Charmaine Tay, a freelance agent who focuses on property deals in Johor Bahru and the Medini Iskandar Malaysia area, told CNA that houses located in areas with a high incidence of break-ins have seen a drop in value and demand.
"Many buyers are aware that landed homes are susceptible to break-ins in Johor, so they tend to look for those located within gated areas where there are security checks," said Tay.
"But for those houses outside gated communities, especially in areas like Taman Bukit Indah where robbery is common, they are harder to sell, and the value has depreciated faster recently," she added
BUYERS FROM OTHER STATES, OVERSEAS BARGAIN HUNTERS COULD SPARK RECOVERY
Those interviewed by CNA said that there are two groups of buyers who could help pave the way towards recovery in the residential property sector.

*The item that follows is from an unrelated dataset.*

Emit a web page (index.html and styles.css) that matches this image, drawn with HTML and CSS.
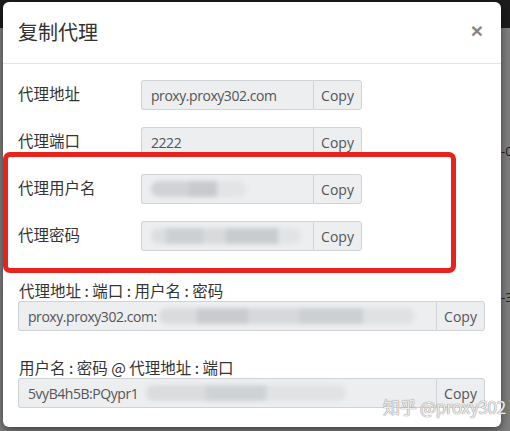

The first group is potential buyers from other states.
Choy of Knight Frank predicted that domestic tourism will likely recover first. She noted how in the second half of 2020, the property market saw a slight rebound when movement restrictions were lifted domestically before another wave of infections hit in September.
Choy said that many Malaysians who have been stuck in Kuala Lumpur would then take some "leisure time off” and possibly buy or rent properties in the smaller cities.
However, she warned that the high-rise residential sector in Johor would only see gradual and slow progress as the units, which are in abundant oversupply, are not priced right for locals.
“Developers have since then restructured and re-looked at planning to target more local purchasers i.e. by reducing unit sizing and thus, the end pricing – this makes the prices more palatable for the local community,” said Choy.
The return of foreign buyers may also provide some relief.
Choy highlighted the reopening of borders will provide "a more optimistic outlook with more certainty and flexibility on travel arrangements", especially with the currently low prices.
She noted that even as there will be bargain hunters from overseas, foreign buyers should note the Johor land administration has stated that there is a minimum threshold of RM1 million on residential homes for non-Malaysian citizens.
With borders remaining shut in the short term, the situation seems especially bleak for those desperate to sell their homes like Gan, who cannot find a buyer despite lowering his asking price for his 4-room apartment at Lovell Country Garden.
“It’s a sticky situation. Although we had good times using it as a weekend home, ultimately buying it was a wrong decision we now regret,” he said.